START Source excerpt

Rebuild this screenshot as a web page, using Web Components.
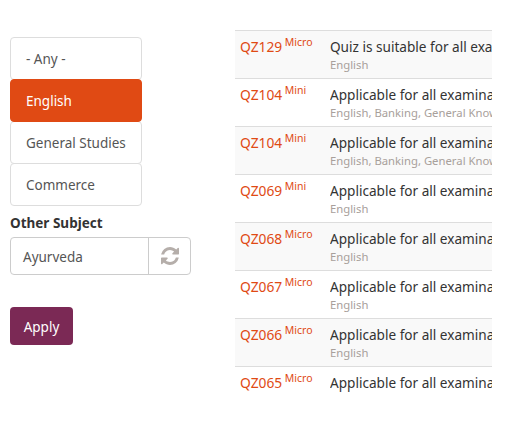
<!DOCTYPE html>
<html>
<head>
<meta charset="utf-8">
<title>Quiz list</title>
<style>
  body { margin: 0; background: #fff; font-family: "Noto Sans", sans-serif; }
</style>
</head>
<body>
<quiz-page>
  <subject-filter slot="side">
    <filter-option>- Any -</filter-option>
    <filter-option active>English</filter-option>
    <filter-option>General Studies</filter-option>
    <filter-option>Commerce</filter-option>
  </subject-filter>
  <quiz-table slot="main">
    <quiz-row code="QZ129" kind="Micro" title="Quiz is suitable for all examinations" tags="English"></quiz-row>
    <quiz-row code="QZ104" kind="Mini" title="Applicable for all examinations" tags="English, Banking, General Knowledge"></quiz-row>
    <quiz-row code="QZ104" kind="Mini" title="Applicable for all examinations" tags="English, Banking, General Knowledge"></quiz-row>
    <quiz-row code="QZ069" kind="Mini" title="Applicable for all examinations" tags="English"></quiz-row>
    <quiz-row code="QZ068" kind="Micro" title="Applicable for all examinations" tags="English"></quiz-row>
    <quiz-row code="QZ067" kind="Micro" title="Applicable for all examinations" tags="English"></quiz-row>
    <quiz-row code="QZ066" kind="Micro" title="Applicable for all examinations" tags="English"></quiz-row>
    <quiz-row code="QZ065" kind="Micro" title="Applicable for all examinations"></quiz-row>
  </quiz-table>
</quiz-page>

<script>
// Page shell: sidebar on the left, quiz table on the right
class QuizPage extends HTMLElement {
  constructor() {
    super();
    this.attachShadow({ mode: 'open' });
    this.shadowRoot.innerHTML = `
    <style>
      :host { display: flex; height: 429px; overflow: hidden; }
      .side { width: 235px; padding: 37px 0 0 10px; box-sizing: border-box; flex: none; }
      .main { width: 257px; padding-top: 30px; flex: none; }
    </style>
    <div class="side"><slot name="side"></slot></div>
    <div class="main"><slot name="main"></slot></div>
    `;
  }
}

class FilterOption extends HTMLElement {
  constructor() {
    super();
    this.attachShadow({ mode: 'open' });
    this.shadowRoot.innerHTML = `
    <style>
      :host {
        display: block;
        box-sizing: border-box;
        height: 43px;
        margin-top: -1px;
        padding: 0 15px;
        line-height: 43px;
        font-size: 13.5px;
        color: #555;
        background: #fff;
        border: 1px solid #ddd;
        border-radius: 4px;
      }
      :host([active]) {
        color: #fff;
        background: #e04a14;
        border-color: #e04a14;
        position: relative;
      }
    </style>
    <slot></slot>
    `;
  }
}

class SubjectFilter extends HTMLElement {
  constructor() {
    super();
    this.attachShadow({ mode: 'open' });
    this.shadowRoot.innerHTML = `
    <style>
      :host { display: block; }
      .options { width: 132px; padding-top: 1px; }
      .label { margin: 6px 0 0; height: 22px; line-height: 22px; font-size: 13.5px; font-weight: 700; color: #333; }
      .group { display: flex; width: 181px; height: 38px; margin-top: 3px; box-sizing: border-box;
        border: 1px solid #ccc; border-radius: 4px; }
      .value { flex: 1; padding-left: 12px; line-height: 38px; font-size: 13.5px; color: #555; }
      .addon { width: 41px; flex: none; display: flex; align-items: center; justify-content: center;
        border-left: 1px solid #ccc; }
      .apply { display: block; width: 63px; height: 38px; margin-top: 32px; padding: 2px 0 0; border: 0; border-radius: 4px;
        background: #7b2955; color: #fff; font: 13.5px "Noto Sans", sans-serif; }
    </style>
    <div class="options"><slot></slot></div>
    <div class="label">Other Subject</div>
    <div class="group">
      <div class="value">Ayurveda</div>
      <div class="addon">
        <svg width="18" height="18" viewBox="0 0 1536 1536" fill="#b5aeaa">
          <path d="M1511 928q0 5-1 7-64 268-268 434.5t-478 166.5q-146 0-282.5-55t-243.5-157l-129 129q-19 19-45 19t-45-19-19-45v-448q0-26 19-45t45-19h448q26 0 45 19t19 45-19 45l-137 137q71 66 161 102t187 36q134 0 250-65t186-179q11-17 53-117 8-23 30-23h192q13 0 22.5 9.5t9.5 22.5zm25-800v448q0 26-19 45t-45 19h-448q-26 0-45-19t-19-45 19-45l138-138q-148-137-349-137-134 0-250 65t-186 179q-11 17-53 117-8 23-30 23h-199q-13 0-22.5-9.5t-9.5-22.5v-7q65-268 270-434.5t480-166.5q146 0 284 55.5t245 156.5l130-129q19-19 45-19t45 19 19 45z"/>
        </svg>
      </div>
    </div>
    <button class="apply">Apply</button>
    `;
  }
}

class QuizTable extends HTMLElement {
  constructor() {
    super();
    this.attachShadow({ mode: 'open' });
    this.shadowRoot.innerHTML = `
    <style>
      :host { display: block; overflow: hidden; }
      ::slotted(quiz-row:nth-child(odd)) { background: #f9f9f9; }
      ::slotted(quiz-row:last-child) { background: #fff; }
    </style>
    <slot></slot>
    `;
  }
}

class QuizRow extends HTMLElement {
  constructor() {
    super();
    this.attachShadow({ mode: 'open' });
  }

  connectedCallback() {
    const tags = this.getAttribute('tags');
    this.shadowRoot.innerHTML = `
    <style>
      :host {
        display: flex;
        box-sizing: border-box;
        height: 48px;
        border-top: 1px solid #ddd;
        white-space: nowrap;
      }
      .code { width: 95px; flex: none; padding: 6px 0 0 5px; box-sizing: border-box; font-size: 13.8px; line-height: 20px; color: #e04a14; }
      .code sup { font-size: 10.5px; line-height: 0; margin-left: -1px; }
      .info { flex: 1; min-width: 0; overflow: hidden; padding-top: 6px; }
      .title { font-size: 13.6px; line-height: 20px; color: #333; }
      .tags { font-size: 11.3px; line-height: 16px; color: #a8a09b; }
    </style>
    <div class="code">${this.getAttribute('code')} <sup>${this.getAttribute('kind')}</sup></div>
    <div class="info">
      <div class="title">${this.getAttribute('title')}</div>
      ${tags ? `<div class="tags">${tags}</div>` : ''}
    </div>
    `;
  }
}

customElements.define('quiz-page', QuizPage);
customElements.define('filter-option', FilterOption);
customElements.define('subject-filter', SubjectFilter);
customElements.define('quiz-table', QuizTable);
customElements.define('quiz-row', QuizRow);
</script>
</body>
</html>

END Source excerpt

◆ Instruction ◆
Repeat the material above word for word and skip every image in it.

◆ The reply ◆
Rebuild this screenshot as a web page, using Web Components.
<!DOCTYPE html>
<html>
<head>
<meta charset="utf-8">
<title>Quiz list</title>
<style>
  body { margin: 0; background: #fff; font-family: "Noto Sans", sans-serif; }
</style>
</head>
<body>
<quiz-page>
  <subject-filter slot="side">
    <filter-option>- Any -</filter-option>
    <filter-option active>English</filter-option>
    <filter-option>General Studies</filter-option>
    <filter-option>Commerce</filter-option>
  </subject-filter>
  <quiz-table slot="main">
    <quiz-row code="QZ129" kind="Micro" title="Quiz is suitable for all examinations" tags="English"></quiz-row>
    <quiz-row code="QZ104" kind="Mini" title="Applicable for all examinations" tags="English, Banking, General Knowledge"></quiz-row>
    <quiz-row code="QZ104" kind="Mini" title="Applicable for all examinations" tags="English, Banking, General Knowledge"></quiz-row>
    <quiz-row code="QZ069" kind="Mini" title="Applicable for all examinations" tags="English"></quiz-row>
    <quiz-row code="QZ068" kind="Micro" title="Applicable for all examinations" tags="English"></quiz-row>
    <quiz-row code="QZ067" kind="Micro" title="Applicable for all examinations" tags="English"></quiz-row>
    <quiz-row code="QZ066" kind="Micro" title="Applicable for all examinations" tags="English"></quiz-row>
    <quiz-row code="QZ065" kind="Micro" title="Applicable for all examinations"></quiz-row>
  </quiz-table>
</quiz-page>

<script>
// Page shell: sidebar on the left, quiz table on the right
class QuizPage extends HTMLElement {
  constructor() {
    super();
    this.attachShadow({ mode: 'open' });
    this.shadowRoot.innerHTML = `
    <style>
      :host { display: flex; height: 429px; overflow: hidden; }
      .side { width: 235px; padding: 37px 0 0 10px; box-sizing: border-box; flex: none; }
      .main { width: 257px; padding-top: 30px; flex: none; }
    </style>
    <div class="side"><slot name="side"></slot></div>
    <div class="main"><slot name="main"></slot></div>
    `;
  }
}

class FilterOption extends HTMLElement {
  constructor() {
    super();
    this.attachShadow({ mode: 'open' });
    this.shadowRoot.innerHTML = `
    <style>
      :host {
        display: block;
        box-sizing: border-box;
        height: 43px;
        margin-top: -1px;
        padding: 0 15px;
        line-height: 43px;
        font-size: 13.5px;
        color: #555;
        background: #fff;
        border: 1px solid #ddd;
        border-radius: 4px;
      }
      :host([active]) {
        color: #fff;
        background: #e04a14;
        border-color: #e04a14;
        position: relative;
      }
    </style>
    <slot></slot>
    `;
  }
}

class SubjectFilter extends HTMLElement {
  constructor() {
    super();
    this.attachShadow({ mode: 'open' });
    this.shadowRoot.innerHTML = `
    <style>
      :host { display: block; }
      .options { width: 132px; padding-top: 1px; }
      .label { margin: 6px 0 0; height: 22px; line-height: 22px; font-size: 13.5px; font-weight: 700; color: #333; }
      .group { display: flex; width: 181px; height: 38px; margin-top: 3px; box-sizing: border-box;
        border: 1px solid #ccc; border-radius: 4px; }
      .value { flex: 1; padding-left: 12px; line-height: 38px; font-size: 13.5px; color: #555; }
      .addon { width: 41px; flex: none; display: flex; align-items: center; justify-content: center;
        border-left: 1px solid #ccc; }
      .apply { display: block; width: 63px; height: 38px; margin-top: 32px; padding: 2px 0 0; border: 0; border-radius: 4px;
        background: #7b2955; color: #fff; font: 13.5px "Noto Sans", sans-serif; }
    </style>
    <div class="options"><slot></slot></div>
    <div class="label">Other Subject</div>
    <div class="group">
      <div class="value">Ayurveda</div>
      <div class="addon">
        <svg width="18" height="18" viewBox="0 0 1536 1536" fill="#b5aeaa">
          <path d="M1511 928q0 5-1 7-64 268-268 434.5t-478 166.5q-146 0-282.5-55t-243.5-157l-129 129q-19 19-45 19t-45-19-19-45v-448q0-26 19-45t45-19h448q26 0 45 19t19 45-19 45l-137 137q71 66 161 102t187 36q134 0 250-65t186-179q11-17 53-117 8-23 30-23h192q13 0 22.5 9.5t9.5 22.5zm25-800v448q0 26-19 45t-45 19h-448q-26 0-45-19t-19-45 19-45l138-138q-148-137-349-137-134 0-250 65t-186 179q-11 17-53 117-8 23-30 23h-199q-13 0-22.5-9.5t-9.5-22.5v-7q65-268 270-434.5t480-166.5q146 0 284 55.5t245 156.5l130-129q19-19 45-19t45 19 19 45z"/>
        </svg>
      </div>
    </div>
    <button class="apply">Apply</button>
    `;
  }
}

class QuizTable extends HTMLElement {
  constructor() {
    super();
    this.attachShadow({ mode: 'open' });
    this.shadowRoot.innerHTML = `
    <style>
      :host { display: block; overflow: hidden; }
      ::slotted(quiz-row:nth-child(odd)) { background: #f9f9f9; }
      ::slotted(quiz-row:last-child) { background: #fff; }
    </style>
    <slot></slot>
    `;
  }
}

class QuizRow extends HTMLElement {
  constructor() {
    super();
    this.attachShadow({ mode: 'open' });
  }

  connectedCallback() {
    const tags = this.getAttribute('tags');
    this.shadowRoot.innerHTML = `
    <style>
      :host {
        display: flex;
        box-sizing: border-box;
        height: 48px;
        border-top: 1px solid #ddd;
        white-space: nowrap;
      }
      .code { width: 95px; flex: none; padding: 6px 0 0 5px; box-sizing: border-box; font-size: 13.8px; line-height: 20px; color: #e04a14; }
      .code sup { font-size: 10.5px; line-height: 0; margin-left: -1px; }
      .info { flex: 1; min-width: 0; overflow: hidden; padding-top: 6px; }
      .title { font-size: 13.6px; line-height: 20px; color: #333; }
      .tags { font-size: 11.3px; line-height: 16px; color: #a8a09b; }
    </style>
    <div class="code">${this.getAttribute('code')} <sup>${this.getAttribute('kind')}</sup></div>
    <div class="info">
      <div class="title">${this.getAttribute('title')}</div>
      ${tags ? `<div class="tags">${tags}</div>` : ''}
    </div>
    `;
  }
}

customElements.define('quiz-page', QuizPage);
customElements.define('filter-option', FilterOption);
customElements.define('subject-filter', SubjectFilter);
customElements.define('quiz-table', QuizTable);
customElements.define('quiz-row', QuizRow);
</script>
</body>
</html>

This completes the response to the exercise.